On 10/12/15 16:26, Tom Herbert wrote:
> It sounds like potentially interesting work. You'll probably want my patches 
> that provider helper functions that allow a driver to verify that it can 
> offload a checksum. We'll have to update those also to allow two checksums. 
I have just realised something startling.  Assuming the inner protocol uses the 
ones complement checksum in the way IP, UDP and TCP do, the outer checksum can 
be computed *without looking at the payload*.  Why?  Because the ones 
complement sum of (say) a correctly checksummed UDP datagram is simply the 
complement of the ones complement sum of the pseudo header.  Similarly, the 
ones complement sum of a correctly checksummed IP header is zero.
Therefore, the outer checksum depends _only_ on the inner and outer pseudo 
headers and the encapsulation headers.  For example, with UDP encapsulated in 
VXLAN, we have the following packet structure:
ETH IP UDP VXLAN inner-ETH inner-IP inner-UDP PAYLOAD
and the outer checksum equals
~([outer_pseudo] + [UDP] + [VXLAN] + [inner-ETH] + ~[inner_pseudo])

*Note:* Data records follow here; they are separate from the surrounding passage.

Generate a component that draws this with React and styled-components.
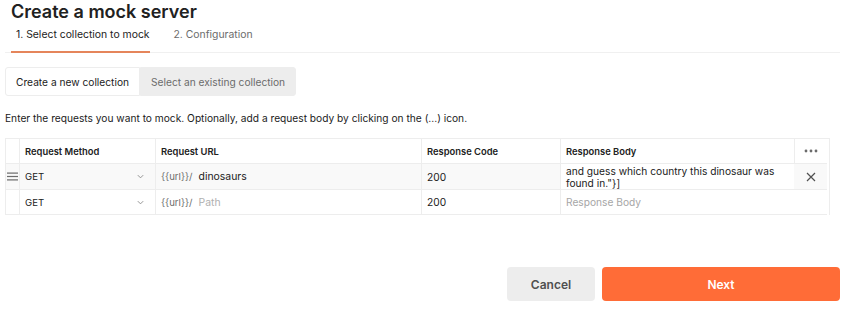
import React from 'react';
import styled, { createGlobalStyle } from 'styled-components';

const Global = createGlobalStyle`
  html, body { margin: 0; padding: 0; background: #fff; }
  body { font-family: Inter, "Noto Sans", sans-serif; color: #212121; }
`;

const Page = styled.div`
  width: 850px;
  height: 311px;
  box-sizing: border-box;
  padding: 0 10px 0 5px;
  display: flex;
  flex-direction: column;
`;

const Title = styled.h1`
  margin: 0;
  padding: 1px 0 0 6px;
  font-size: 18px;
  font-weight: 600;
  line-height: 22px;
  color: #212121;
`;

const Tabs = styled.div`
  display: flex;
  gap: 19px;
  padding-left: 6px;
  border-bottom: 1px solid #f0f0f0;
`;

const Tab = styled.div`
  font-size: 10.4px;
  line-height: 14px;
  padding: 5px 0 9px 5px;
  color: ${(p) => (p.active ? '#212121' : '#6b6b6b')};
  border-bottom: 2px solid ${(p) => (p.active ? '#e5855b' : 'transparent')};
  margin-bottom: -1px;
`;

const Segmented = styled.div`
  display: flex;
  align-self: flex-start;
  margin-top: 14px;
  height: 29px;
`;

const Segment = styled.div`
  display: flex;
  align-items: center;
  padding: 0 ${(p) => (p.active ? '10px' : '10px')};
  font-size: 10.2px;
  box-sizing: border-box;
  color: ${(p) => (p.active ? '#212121' : '#6b6b6b')};
  background: ${(p) => (p.active ? '#fff' : '#ededed')};
  border: 1px solid #ededed;
  border-radius: ${(p) => (p.active ? '3px 0 0 3px' : '0 3px 3px 0')};
`;

const Hint = styled.p`
  margin: 15px 0 0 0;
  font-size: 10.2px;
  line-height: 14px;
  color: #212121;
`;

const Table = styled.div`
  margin-top: 13px;
  width: 823px;
  border: 1px solid #ededed;
  border-bottom: none;
  display: grid;
  grid-template-columns: 13px 136px 266px 139px 234px 33px;
`;

const Cell = styled.div`
  box-sizing: border-box;
  height: ${(p) => p.h || 25}px;
  display: flex;
  align-items: center;
  padding: 0 5px;
  font-size: 10.2px;
  border-bottom: 1px solid #ededed;
  border-left: ${(p) => (p.first ? 'none' : '1px solid #ededed')};
  background: ${(p) => (p.hover ? '#f9f9f9' : '#fff')};
  color: ${(p) => (p.muted ? '#a6a6a6' : '#212121')};
  overflow: hidden;
`;

const HeadCell = styled(Cell)`
  font-weight: 600;
  font-size: 9.4px;
  color: #212121;
`;

const MethodCell = styled(Cell)`
  justify-content: space-between;
  padding-right: 10px;
  font-size: 9.6px;
`;

const Prefix = styled.span`
  color: #6b6b6b;
  font-size: 9.6px;
  margin-right: 6px;
`;

const UrlText = styled.span`
  color: ${(p) => (p.placeholder ? '#b0b0b0' : '#212121')};
  font-size: 10.4px;
`;

const BodyCell = styled(Cell)`
  font-size: 10.2px;
  line-height: 12px;
  align-items: flex-start;
  padding-top: 1px;
  color: #212121;
`;

const IconCell = styled(Cell)`
  justify-content: center;
  padding: 0;
  color: #6b6b6b;
  border-left: ${(p) => (p.noLeft ? 'none' : '1px solid #ededed')};
`;

const Footer = styled.div`
  margin-top: auto;
  display: flex;
  justify-content: flex-end;
  gap: 7px;
  padding-bottom: 10px;
`;

const Button = styled.button`
  height: 34px;
  border: none;
  border-radius: 4px;
  font-family: inherit;
  font-size: 12px;
  font-weight: 600;
  cursor: pointer;
  width: ${(p) => p.w}px;
  background: ${(p) => (p.primary ? '#ff6c37' : '#ededed')};
  color: ${(p) => (p.primary ? '#fff' : '#505050')};
`;

const Chevron = () => (
  <svg width="9" height="9" viewBox="0 0 10 10" fill="none" stroke="#8a8a8a" strokeWidth="1">
    <path d="M2 3.5 L5 6.5 L8 3.5" />
  </svg>
);

const Handle = () => (
  <svg width="11" height="9" viewBox="0 0 11 9" fill="#6b6b6b">
    <rect x="0" y="0.5" width="11" height="1.2" />
    <rect x="0" y="3.9" width="11" height="1.2" />
    <rect x="0" y="7.3" width="11" height="1.2" />
  </svg>
);

const Dots = () => (
  <svg width="14" height="4" viewBox="0 0 14 4" fill="#6b6b6b">
    <circle cx="2" cy="2" r="1.4" />
    <circle cx="7" cy="2" r="1.4" />
    <circle cx="12" cy="2" r="1.4" />
  </svg>
);

const Close = () => (
  <svg width="10" height="10" viewBox="0 0 10 10" stroke="#505050" strokeWidth="1.2">
    <path d="M1 1 L9 9 M9 1 L1 9" />
  </svg>
);

export default function App() {
  return (
    <>
      <Global />
      <Page>
        <Title>Create a mock server</Title>
        <Tabs>
          <Tab active>1. Select collection to mock</Tab>
          <Tab>2. Configuration</Tab>
        </Tabs>
        <Segmented>
          <Segment active>Create a new collection</Segment>
          <Segment>Select an existing collection</Segment>
        </Segmented>
        <Hint>Enter the requests you want to mock. Optionally, add a request body by clicking on the (...) icon.</Hint>
        <Table>
          <HeadCell first />
          <HeadCell>Request Method</HeadCell>
          <HeadCell>Request URL</HeadCell>
          <HeadCell>Response Code</HeadCell>
          <HeadCell>Response Body</HeadCell>
          <IconCell><Dots /></IconCell>

          <IconCell first hover h={26} noLeft><Handle /></IconCell>
          <MethodCell hover h={26}>GET <Chevron /></MethodCell>
          <Cell hover h={26}><Prefix>{'{{url}}/'}</Prefix><UrlText>dinosaurs</UrlText></Cell>
          <Cell hover h={26}>200</Cell>
          <BodyCell h={26}>and guess which country this dinosaur was found in."}]</BodyCell>
          <IconCell hover h={26} noLeft><Close /></IconCell>

          <Cell first />
          <MethodCell>GET <Chevron /></MethodCell>
          <Cell><Prefix>{'{{url}}/'}</Prefix><UrlText placeholder>Path</UrlText></Cell>
          <Cell>200</Cell>
          <Cell muted>Response Body</Cell>
          <IconCell noLeft />
        </Table>
        <Footer>
          <Button w={88}>Cancel</Button>
          <Button primary w={238}>Next</Button>
        </Footer>
      </Page>
    </>
  );
}
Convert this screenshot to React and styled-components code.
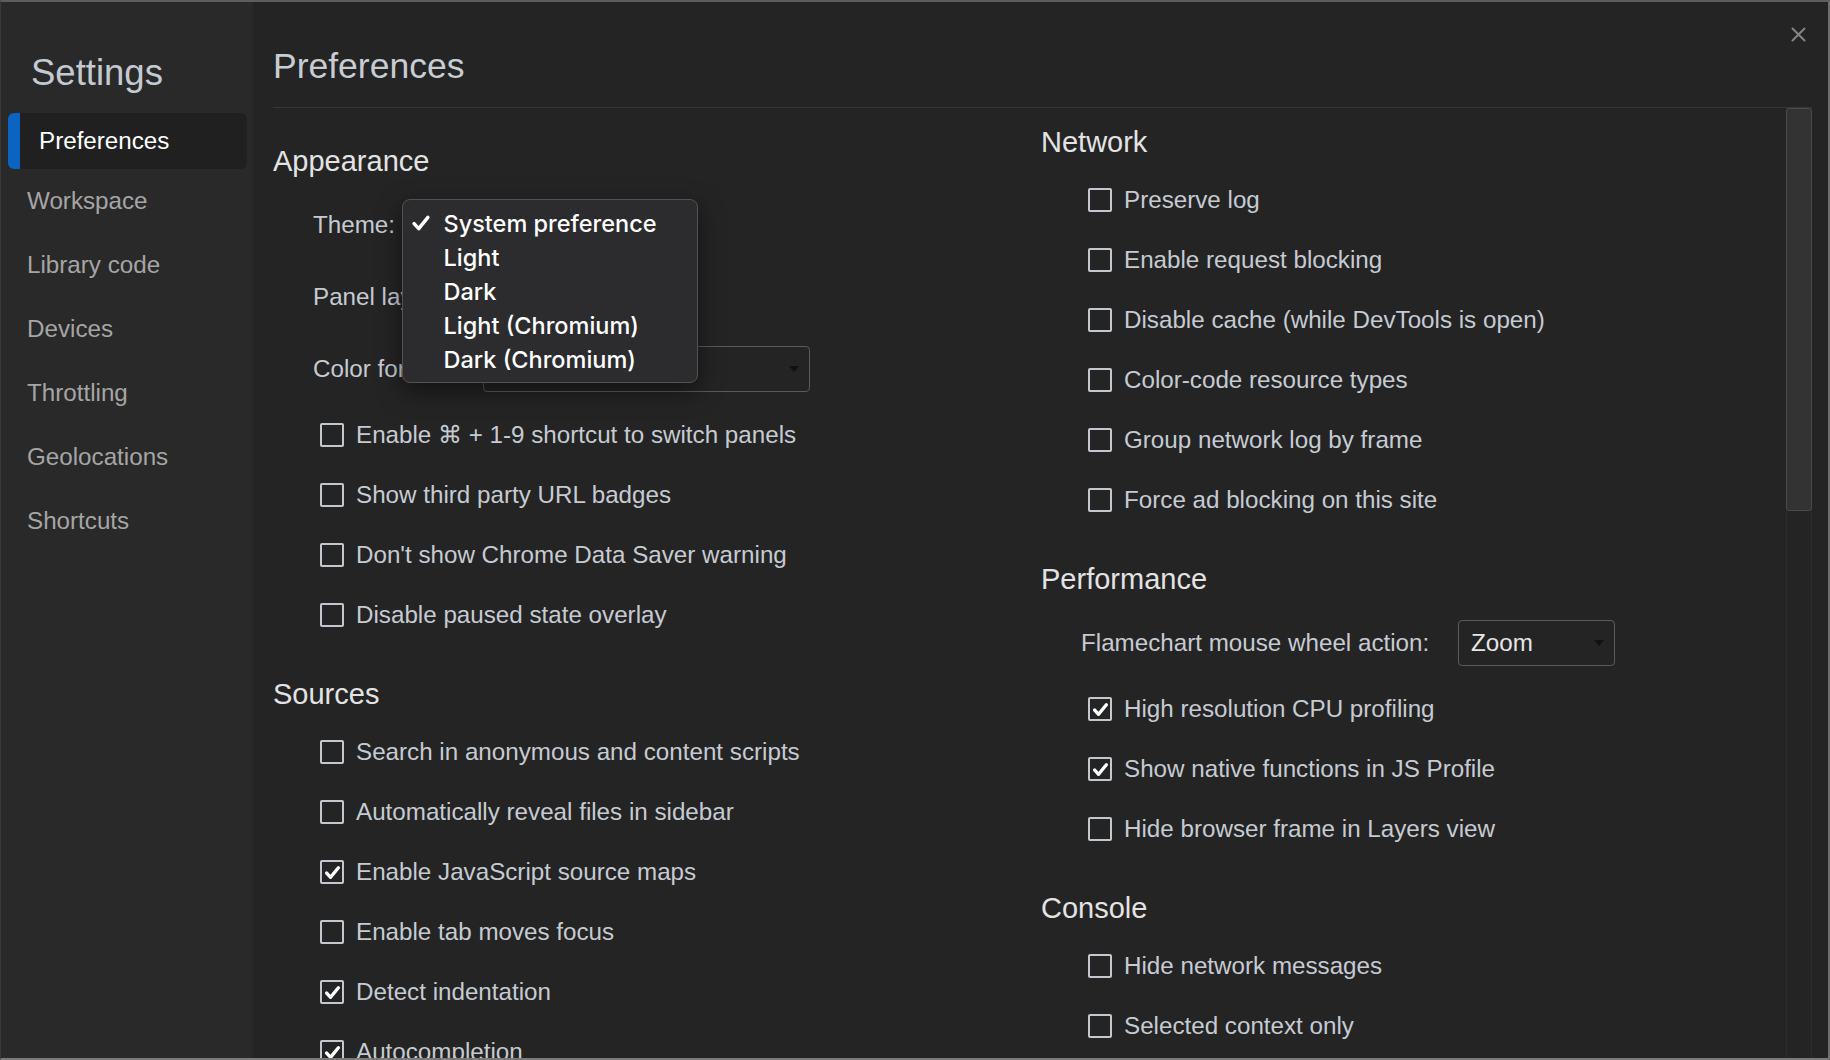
import styled, { createGlobalStyle } from "styled-components";

const GlobalStyle = createGlobalStyle`
  html, body {
    margin: 0;
    padding: 0;
    background: #242424;
  }
  body {
    font-family: "Liberation Sans", Arial, sans-serif;
  }
`;

const Window = styled.div`
  width: 1830px;
  height: 1060px;
  box-sizing: border-box;
  display: flex;
  overflow: hidden;
  background: #242424;
  border: 2px solid #5d5d5d;
  border-left: 1px solid #3a3a3a;
  border-right-color: #6e6e6e;
  border-bottom-color: #7a7a7a;
`;

// left nav
const Sidebar = styled.nav`
  width: 252px;
  flex-shrink: 0;
  box-sizing: border-box;
  padding-top: 49px;
  background: #292929;
`;

const SideTitle = styled.h1`
  margin: 0 0 18px 30px;
  font-size: 36.5px;
  line-height: 44px;
  font-weight: 400;
  color: #c5cad1;
`;

const NavItem = styled.div`
  display: flex;
  align-items: center;
  box-sizing: border-box;
  font-size: 24.2px;
  height: ${(p) => (p.$active ? 56 : 64)}px;
  color: ${(p) => (p.$active ? "#ffffff" : "#a5a5a5")};
  ${(p) =>
    p.$active
      ? `
    margin-left: 7px;
    width: 239px;
    padding-left: 19px;
    background: #202020;
    border-left: 12px solid #0b63c2;
    border-radius: 6px;
  `
      : `
    padding-left: 26px;
  `}
`;

const Main = styled.main`
  flex: 1;
  min-width: 0;
  display: flex;
  flex-direction: column;
  padding: 0 16px 0 20px;
`;

const Header = styled.header`
  height: 106px;
  flex-shrink: 0;
  box-sizing: border-box;
  display: flex;
  justify-content: space-between;
  align-items: flex-start;
  border-bottom: 1px solid #363636;
`;

const PageTitle = styled.h2`
  margin: 42px 0 0;
  font-size: 35.5px;
  line-height: 44px;
  font-weight: 400;
  color: #c8ccd3;
`;

const CloseButton = styled.button`
  margin: 23px 5px 0 0;
  width: 18px;
  height: 18px;
  padding: 0;
  border: 0;
  background: none;
  display: flex;
  align-items: center;
  justify-content: center;
`;

const Body = styled.div`
  flex: 1;
  min-height: 0;
  display: flex;
  overflow: hidden;
`;

const Columns = styled.div`
  flex: 1;
  display: grid;
  grid-template-columns: 768px 1fr;
  align-items: start;
`;

const Column = styled.div`
  padding-top: ${(p) => p.$top}px;
`;

const Section = styled.section`
  margin-bottom: 31px;
`;

const SectionTitle = styled.h3`
  margin: 0 0 10px;
  font-size: 29px;
  line-height: 36px;
  font-weight: 400;
  color: #e3e3e3;
`;

const CheckRow = styled.div`
  display: flex;
  align-items: center;
  gap: 12px;
  height: 60px;
  padding-left: 47px;
  font-size: 24.2px;
  color: #c6cbd2;
  white-space: nowrap;
`;

const Box = styled.span`
  width: 24px;
  height: 24px;
  flex-shrink: 0;
  box-sizing: border-box;
  border: 2px solid #c3c8cf;
  border-radius: 2px;
  display: flex;
  align-items: center;
  justify-content: center;
`;

const SelectRow = styled.div`
  position: relative;
  display: flex;
  align-items: center;
  height: 72px;
  padding-left: 40px;
`;

const FieldLabel = styled.span`
  width: ${(p) => p.$w}px;
  flex-shrink: 0;
  font-size: 24.2px;
  color: #c6cbd2;
  white-space: nowrap;
`;

const Select = styled.div`
  width: ${(p) => p.$w}px;
  height: 46px;
  box-sizing: border-box;
  display: flex;
  align-items: center;
  justify-content: space-between;
  padding: 0 10px 0 12px;
  border: 1px solid #5a5a5a;
  border-radius: 4px;
  font-size: 24.2px;
  color: #e6e6e6;
`;

const Arrow = styled.span`
  width: 0;
  height: 0;
  margin-left: auto;
  border-left: 5.5px solid transparent;
  border-right: 5.5px solid transparent;
  border-top: 6px solid #111111;
`;

// native popup menu, open over the theme select
const Menu = styled.div`
  position: absolute;
  left: 129px;
  top: 10px;
  z-index: 10;
  width: 296px;
  box-sizing: border-box;
  padding: 6px 0 6px 8px;
  background: #2c2c2e;
  border: 1px solid #525252;
  border-radius: 8px;
  box-shadow: 0 8px 24px rgba(0, 0, 0, 0.5);
  font-family: Inter, "Liberation Sans", sans-serif;
`;

const MenuItem = styled.div`
  display: flex;
  align-items: center;
  height: 34px;
  font-size: 23.5px;
  font-weight: 500;
  color: #ffffff;
`;

const CheckSlot = styled.span`
  width: 32.5px;
  display: flex;
  align-items: center;
`;

const Track = styled.div`
  width: 26px;
  flex-shrink: 0;
  box-sizing: border-box;
  display: flex;
  flex-direction: column;
  border-left: 1px solid #2d2d2d;
  border-right: 1px solid #2d2d2d;
`;

const Thumb = styled.div`
  height: 403px;
  margin: 0 -1px;
  box-sizing: border-box;
  background: #333333;
  border: 1px solid #4a4a4a;
  border-radius: 3px;
`;

const Tick = ({ size = 16, color = "#ffffff", w = 3 }) => (
  <svg width={size} height={size} viewBox="0 0 16 16">
    <path
      d="M2.5 8.5 L6.2 12.5 L13.5 3.5"
      fill="none"
      stroke={color}
      strokeWidth={w}
      strokeLinecap="round"
      strokeLinejoin="round"
    />
  </svg>
);

const Checkbox = ({ label, checked }) => (
  <CheckRow>
    <Box>{checked && <Tick size={17} w={3.2} />}</Box>
    {label}
  </CheckRow>
);

const navItems = [
  "Preferences",
  "Workspace",
  "Library code",
  "Devices",
  "Throttling",
  "Geolocations",
  "Shortcuts",
];

const themes = [
  "System preference",
  "Light",
  "Dark",
  "Light (Chromium)",
  "Dark (Chromium)",
];

const appearanceChecks = [
  { label: "Enable ⌘ + 1-9 shortcut to switch panels" },
  { label: "Show third party URL badges" },
  { label: "Don't show Chrome Data Saver warning" },
  { label: "Disable paused state overlay" },
];

const sourcesChecks = [
  { label: "Search in anonymous and content scripts" },
  { label: "Automatically reveal files in sidebar" },
  { label: "Enable JavaScript source maps", checked: true },
  { label: "Enable tab moves focus" },
  { label: "Detect indentation", checked: true },
  { label: "Autocompletion", checked: true },
];

const networkChecks = [
  { label: "Preserve log" },
  { label: "Enable request blocking" },
  { label: "Disable cache (while DevTools is open)" },
  { label: "Color-code resource types" },
  { label: "Group network log by frame" },
  { label: "Force ad blocking on this site" },
];

const performanceChecks = [
  { label: "High resolution CPU profiling", checked: true },
  { label: "Show native functions in JS Profile", checked: true },
  { label: "Hide browser frame in Layers view" },
];

const consoleChecks = [
  { label: "Hide network messages" },
  { label: "Selected context only" },
];

const App = () => {
  return (
    <>
      <GlobalStyle />
      <Window>
        <Sidebar>
          <SideTitle>Settings</SideTitle>
          {navItems.map((item, i) => (
            <NavItem key={item} $active={i === 0}>
              {item}
            </NavItem>
          ))}
        </Sidebar>

        <Main>
          <Header>
            <PageTitle>Preferences</PageTitle>
            <CloseButton aria-label="Close">
              <svg width="15" height="15" viewBox="0 0 15 15">
                <path
                  d="M1.5 1.5 L13.5 13.5 M13.5 1.5 L1.5 13.5"
                  stroke="#858585"
                  strokeWidth="2"
                  strokeLinecap="round"
                />
              </svg>
            </CloseButton>
          </Header>

          <Body>
            <Columns>
              <Column $top={35}>
                <Section>
                  <SectionTitle>Appearance</SectionTitle>
                  <SelectRow>
                    <FieldLabel $w={170}>Theme:</FieldLabel>
                    <Select $w={200}>
                      <Arrow />
                    </Select>
                    <Menu>
                      {themes.map((t, i) => (
                        <MenuItem key={t}>
                          <CheckSlot>
                            {i === 0 && <Tick size={20} w={2.8} />}
                          </CheckSlot>
                          {t}
                        </MenuItem>
                      ))}
                    </Menu>
                  </SelectRow>
                  <SelectRow>
                    <FieldLabel $w={170}>Panel layout:</FieldLabel>
                    <Select $w={200}>
                      <Arrow />
                    </Select>
                  </SelectRow>
                  <SelectRow>
                    <FieldLabel $w={170}>Color format:</FieldLabel>
                    <Select $w={327}>
                      <Arrow />
                    </Select>
                  </SelectRow>
                  {appearanceChecks.map((c) => (
                    <Checkbox key={c.label} {...c} />
                  ))}
                </Section>
                <Section>
                  <SectionTitle>Sources</SectionTitle>
                  {sourcesChecks.map((c) => (
                    <Checkbox key={c.label} {...c} />
                  ))}
                </Section>
              </Column>

              <Column $top={16}>
                <Section>
                  <SectionTitle>Network</SectionTitle>
                  {networkChecks.map((c) => (
                    <Checkbox key={c.label} {...c} />
                  ))}
                </Section>
                <Section>
                  <SectionTitle>Performance</SectionTitle>
                  <SelectRow>
                    <FieldLabel $w={377}>Flamechart mouse wheel action:</FieldLabel>
                    <Select $w={157}>
                      Zoom
                      <Arrow />
                    </Select>
                  </SelectRow>
                  {performanceChecks.map((c) => (
                    <Checkbox key={c.label} {...c} />
                  ))}
                </Section>
                <Section>
                  <SectionTitle>Console</SectionTitle>
                  {consoleChecks.map((c) => (
                    <Checkbox key={c.label} {...c} />
                  ))}
                </Section>
              </Column>
            </Columns>

            <Track>
              <Thumb />
            </Track>
          </Body>
        </Main>
      </Window>
    </>
  );
};

export default App;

where [] denotes summation, and all addition is ones complement.
This can easily be computed in software, especially as the stack already has 
~[inner_pseudo]: it's stored in the inner checksum field to help inner checksum 
offload.

Have I made a mistake in my ones-complement maths, or is outer checksum offload 
as unnecessary as IP header checksum offload?